Si se trataba de hacer menciones a personas e instituciones que coadyuvaron para hacer que México tuviera un perfil religioso mayormente católico, le faltó referirse a la Inquisición en la Nueva España. ¿Y por qué dejar fuera al arzobispo de México (1863-1891) Pelagio Antonio de Labastida y Dávalos, férreo opositor de Benito Juárez y la libertad de cultos? Cuando soltó eso de que México es tierra de “los mártires de la persecución” (religiosa), y lo hizo en el contexto de la óptica católica romana, estaba reivindicando a quienes combatieron con todos los medios a su alcance –entre ellos las armas– la separación del Estado y la Iglesia católica. En muchos casos esos mártires no fueron indefensos creyentes enfrentados a fuerzas persecutoras, sino insurrectos armados dispuestos a cometer todo tipo de atrocidades, que cometieron y en abundancia.
Y ya que estaba en un acto impulsado desde Roma por Benedicto XVI, bien pudo rescatar la memoria de un antecesor de aquel, Pío IX (papa del 16 de junio de 1846 al 7 de febrero de 1878, JND Kelly, Oxford Dictionary of Popes, p. 309). El 15 de diciembre de 1856, al haber concluido el debate de la nueva Constitución mexicana, Pío IX reprobó que el catolicismo ya no tuviera el lugar de privilegio y exclusividad de los que había gozado desde la Colonia. El jerarca de Roma fue contundente: “Entre otros muchos insultos que ha prodigado a nuestra santísima religión, a sus ministros y pastores, como al vicario de Cristo, [la Cámara de Diputados] propuso una nueva Constitución compuesta de muchos artículos, no pocos de los cuales están en oposición abierta con la misma religión, con su saludable doctrina, con sus santísimos preceptos y derechos… se admite el libre ejercicio de todos los cultos y se concede la facultad de emitir libremente cualquier género de opiniones y pensamientos”. A la luz de lo anterior, no cabe duda, los liberales mexicanos del siglo XIX que enfrentaron el oscurantismo católico son antecesores de los llamados hoy por la publicación Desde la Fe talibanes del laicismo.
La arquidiócesis de México, al hacer la defensa y hasta elogio de lo que considera valentía de Calderón al externar sus convicciones religiosas, para nada es un factor que promueva la democracia o la tolerancia. Tampoco le interesa, como tramposamente arguye el semanario católico, definirse en favor de la pluralización de la sociedad mexicana. Lo que en realidad hace es pronunciarse de nueva cuenta por el regreso del país a épocas consideradas por la Iglesia católica como gloriosas, cuando tenía el poder para presionar con el fin de convertir su particular concepción de la vida personal y social en normas generales.
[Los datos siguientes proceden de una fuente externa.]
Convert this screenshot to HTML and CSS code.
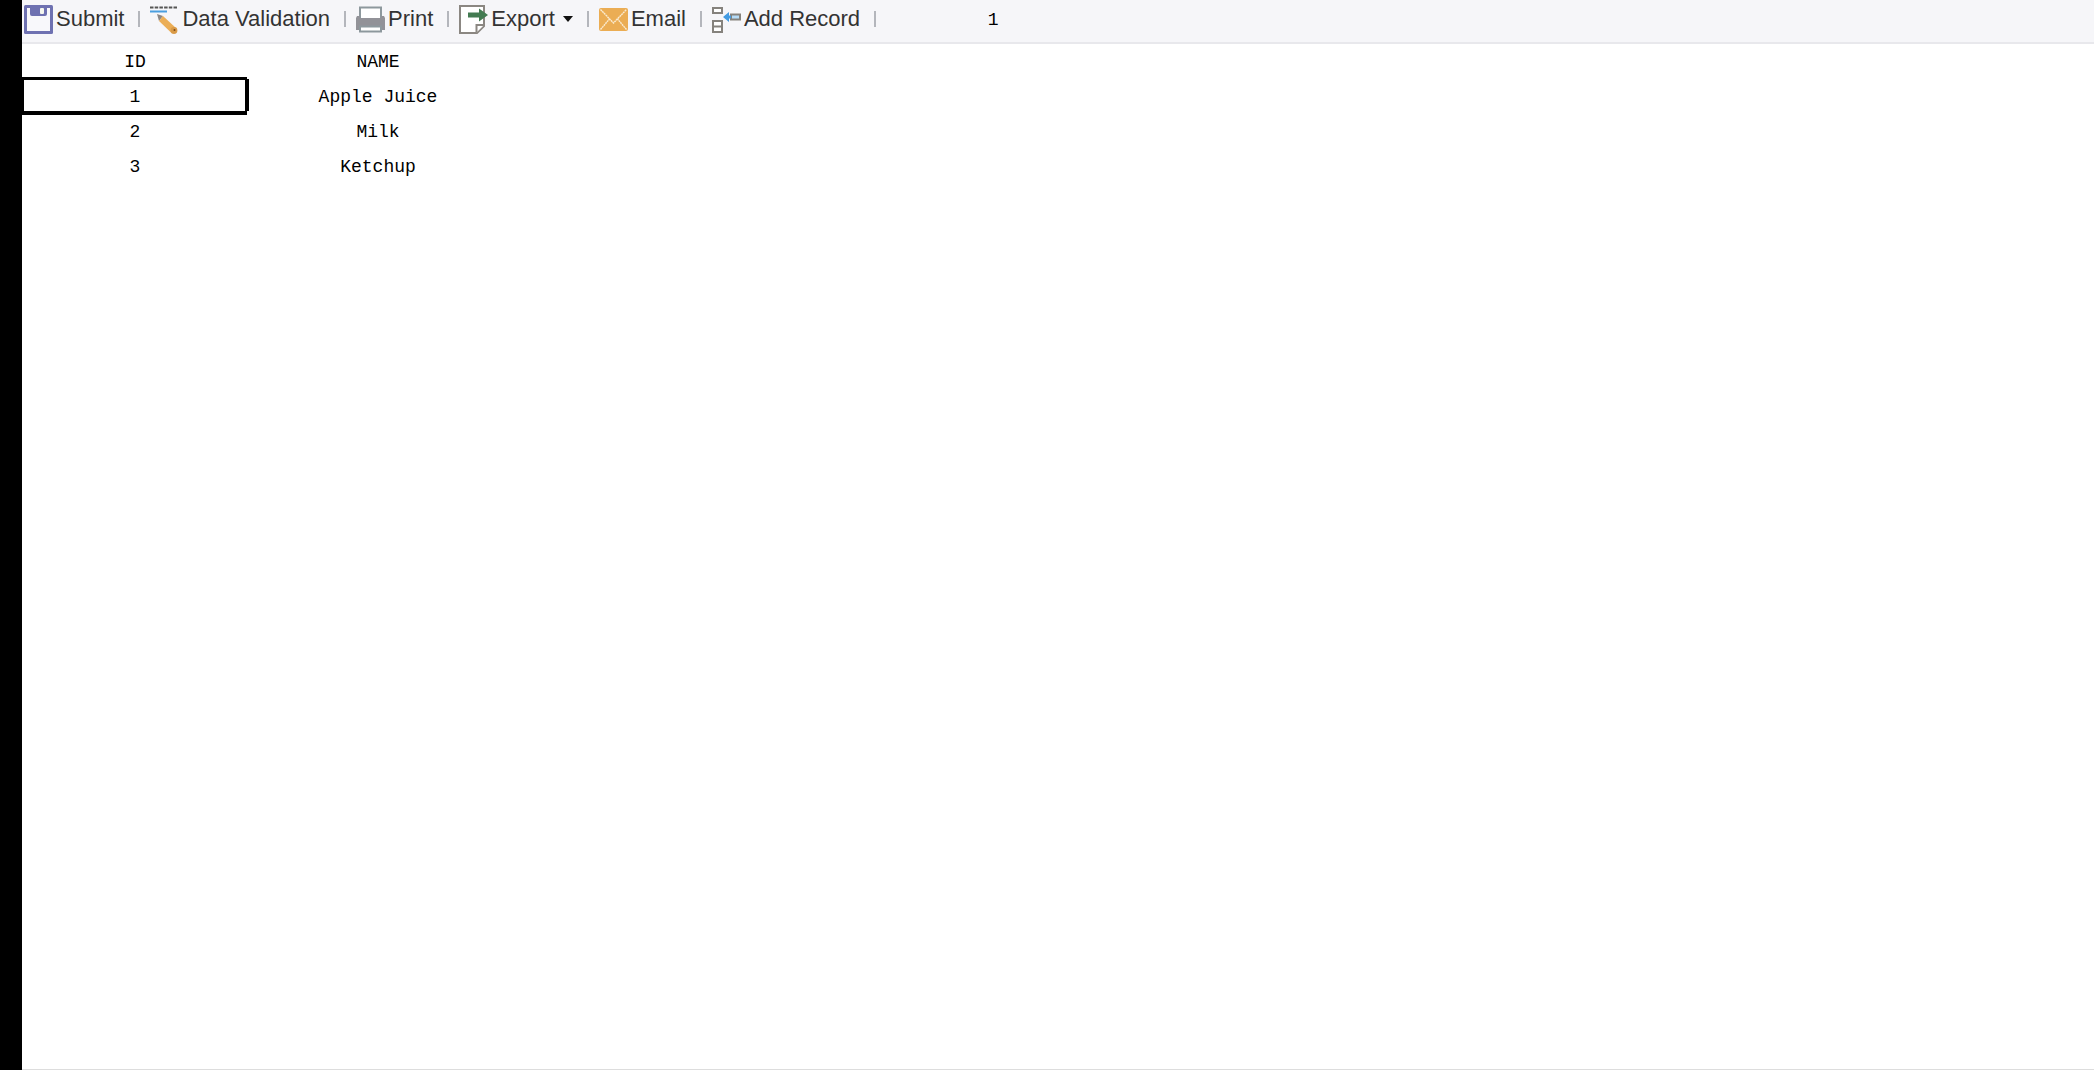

Lanzar una sarta de epítetos contra sus adversarios, como lo hizo la arquidiócesis mediante su semanario, pero evadir la tarea de argumentar es plena muestra de un pensamiento autoritario. Éste, de entrada, niega a los otros la condición de interlocutores, evita tenerles por iguales. Los acostumbrados a ordenar, decidir sobre la vida de otros, exigir a todos cuentas, pero negarse a presentarlas, nada más porque son integrantes de autoconsideradas intocables cúpulas clericales, y al hacer escarnio de quienes llaman talibanes del laicismo (en sí misma una contradicción de términos) se pintan de cuerpo entero.